A veces, como en “Suicidio Haute Couture”, la autoinmolación es alegórica, si bien ello no hace menos aguda la intemperie de quienes han canibalizado el american way of life pero sin masticarlo bien; por eso se les atraganta cuando se sienten rechazados o ridiculizados de la mano de quienes no se interesarán por ellos, sino en la medida que sus dramas puedan ser explotados para el beneficio propio. Y al no poder utilizarlos tal cual se proponían, los difamarán o marginarán, a la manera del travesti de la narración, buscando la ruina del protagonista incluso antes de haberlo dejado empezar a figurar.

Figuración versus destrucción son entonces los binomios donde se desmadejan las pequeñas historias de Temporada para suicidios, con la diáspora cubana de fondo, pero sin el látigo en la pluma a la manera de Zoé Valdés. En la suya, Manuel Adrián López se acoge mejor a la simulación y el tatuaje, para que el texto quede “escrito sobre un cuerpo” de deseo dable de enarbolar las preocupaciones, críticas, señalamientos y desproporciones del ser cubano. Y si, como indica Severo Sarduy, “escribir es apoderarse de lo dable y de sus exclusiones”, no es menos cierto que exponerlo con acierto resulta ser también una labor igualmente efectiva y necesaria, en el juego de sustracciones y adiciones que conlleva el ejercicio literario.

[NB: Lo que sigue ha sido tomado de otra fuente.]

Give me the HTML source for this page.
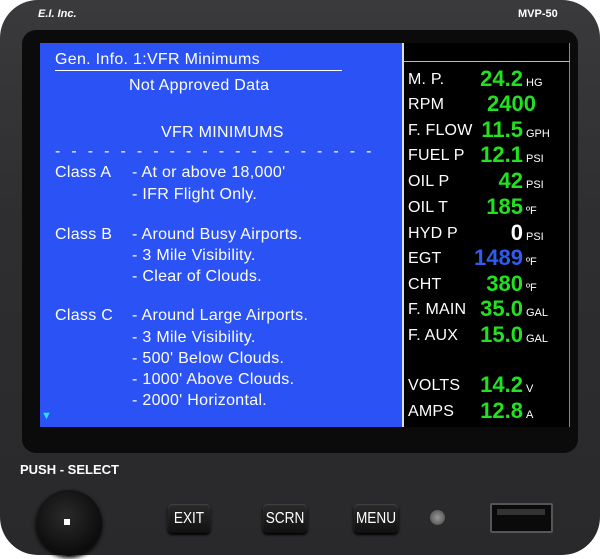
<!DOCTYPE html>
<html><head><style>
*{margin:0;padding:0;box-sizing:border-box}
body{width:600px;height:559px;background:#fff;position:relative;overflow:hidden;font-family:"Liberation Sans",sans-serif}
.bezel{position:absolute;left:0;top:0;width:600px;height:555px;border-radius:38px;background:linear-gradient(#3a3a3c,#2e2e30 40%,#29292b);}
.recess{position:absolute;left:22px;top:30px;width:556px;height:423px;border-radius:14px;background:#0b0b0c}
.blue{position:absolute;left:40px;top:43px;width:362px;height:384px;background:#2b52f5;color:#fff;font-size:16px;letter-spacing:0.3px}
.blue div{position:absolute;white-space:nowrap;line-height:18px}
.rp{position:absolute;left:402px;top:43px;width:168px;height:384px;background:#000;border-left:2px solid #ddd;border-right:1px solid #888}
.rp .hl{position:absolute;left:0;top:18px;width:166px;height:1px;background:#bbb}
.row{position:absolute;left:4px;width:160px;height:24px;color:#fff}
.lab{position:absolute;left:0;bottom:2px;font-size:16px;letter-spacing:0.2px}
.val{position:absolute;right:45px;bottom:-1px;font-size:22px;font-weight:bold;color:#22e21f}
.unit{position:absolute;left:118px;bottom:2px;font-size:11px}
.t{position:absolute;color:#fff;font-weight:bold;white-space:nowrap}
.btn{position:absolute;top:504px;height:29px;background:linear-gradient(#2a2a2a,#111);border-radius:5px;color:#fff;font-size:16px;text-align:center;line-height:29px;box-shadow:0 2px 3px #000,inset 0 1px 1px #444;transform:scaleX(0.85)}
</style></head><body>
<div class="bezel"></div>
<div class="t" style="left:38px;top:8px;font-size:11px;font-style:italic">E.I. Inc.</div>
<div class="t" style="left:518px;top:8px;font-size:11px">MVP-50</div>
<div class="recess"></div>
<div class="blue">
<div style="left:15px;top:8px">Gen. Info. 1:VFR Minimums</div>
<div style="left:15px;top:27px;width:287px;height:1px;background:#fff"></div>
<div style="left:89px;top:34px">Not Approved Data</div>
<div style="left:121px;top:81px">VFR MINIMUMS</div>
<div style="left:15px;top:100px;letter-spacing:3.3px">- - - - - - - - - - - - - - - - - - - -</div>
<div style="left:15px;top:121px">Class A</div><div style="left:92px;top:121px">- At or above 18,000'</div>
<div style="left:92px;top:143px">- IFR Flight Only.</div>
<div style="left:15px;top:183px">Class B</div><div style="left:92px;top:183px">- Around Busy Airports.</div>
<div style="left:92px;top:204px">- 3 Mile Visibility.</div>
<div style="left:92px;top:225px">- Clear of Clouds.</div>
<div style="left:15px;top:264px">Class C</div><div style="left:92px;top:264px">- Around Large Airports.</div>
<div style="left:92px;top:286px">- 3 Mile Visibility.</div>
<div style="left:92px;top:307px">- 500' Below Clouds.</div>
<div style="left:92px;top:328px">- 1000' Above Clouds.</div>
<div style="left:92px;top:349px">- 2000' Horizontal.</div>
<div style="left:1px;top:364px;color:#29e0ff;font-size:11px">▼</div>
</div>
<div class="rp"><div class="hl"></div>
<div class="row" style="top:24px"><span class="lab">M. P.</span><span class="val">24.2</span><span class="unit">HG</span></div>
<div class="row" style="top:49px"><span class="lab">RPM</span><span class="val" style="right:32px">2400</span></div>
<div class="row" style="top:75px"><span class="lab">F. FLOW</span><span class="val">11.5</span><span class="unit">GPH</span></div>
<div class="row" style="top:100px"><span class="lab">FUEL P</span><span class="val">12.1</span><span class="unit">PSI</span></div>
<div class="row" style="top:126px"><span class="lab">OIL P</span><span class="val">42</span><span class="unit">PSI</span></div>
<div class="row" style="top:152px"><span class="lab">OIL T</span><span class="val">185</span><span class="unit">ºF</span></div>
<div class="row" style="top:178px"><span class="lab">HYD P</span><span class="val" style="color:#fff">0</span><span class="unit">PSI</span></div>
<div class="row" style="top:203px"><span class="lab">EGT</span><span class="val" style="color:#2f5cf0">1489</span><span class="unit">ºF</span></div>
<div class="row" style="top:229px"><span class="lab">CHT</span><span class="val">380</span><span class="unit">ºF</span></div>
<div class="row" style="top:254px"><span class="lab">F. MAIN</span><span class="val">35.0</span><span class="unit">GAL</span></div>
<div class="row" style="top:280px"><span class="lab">F. AUX</span><span class="val">15.0</span><span class="unit">GAL</span></div>
<div class="row" style="top:330px"><span class="lab">VOLTS</span><span class="val">14.2</span><span class="unit">V</span></div>
<div class="row" style="top:356px"><span class="lab">AMPS</span><span class="val">12.8</span><span class="unit">A</span></div>
</div>
<div class="t" style="left:20px;top:462px;font-size:13px">PUSH - SELECT</div>
<div style="position:absolute;left:36px;top:490px;width:66px;height:66px;border-radius:50%;background:radial-gradient(circle at 45% 40%,#2a2a2a,#0c0c0c 70%);box-shadow:0 2px 4px #000"></div>
<div style="position:absolute;left:64px;top:519px;width:6px;height:6px;background:#fff"></div>
<div class="btn" style="left:164px;width:50px">EXIT</div>
<div class="btn" style="left:259px;width:52px">SCRN</div>
<div class="btn" style="left:350px;width:52px">MENU</div>
<div style="position:absolute;left:430px;top:510px;width:15px;height:15px;border-radius:50%;background:radial-gradient(#999,#444)"></div>
<div style="position:absolute;left:490px;top:503px;width:63px;height:30px;background:#0a0a0a;border:2px solid #555;border-radius:2px"><div style="position:absolute;left:5px;top:4px;width:48px;height:6px;background:#333"></div></div>
</body></html>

Manuel Adrián López ha aceptado el reto y lo ha llevado a cabo con sensibilidad e inteligencia, guiando al lector e involucrándolo como participante activo en el entramado narrativo, que esta nueva entrega de su producción propone, a fin de seducirlo con la cadencia de sus voces y su lenguaje. Para decirlo con las palabras de ese gran alquimista del verbo, Reinaldo Arenas: “Ahora, en este breve respiro que nos concede la calma, uno puede detenerse y pensar; uno puede cerrar los ojos (abrir los ojos) y mirar. Uno puede empezar a interpretar. Uno puede empezar a amar. Pues cuando todo eso sucede, cuando, tan raramente, se provoca ese hechizo, se produce esa luz, se recogen las voces y uno empieza a sentir el verdadero ritmo de las cosas”.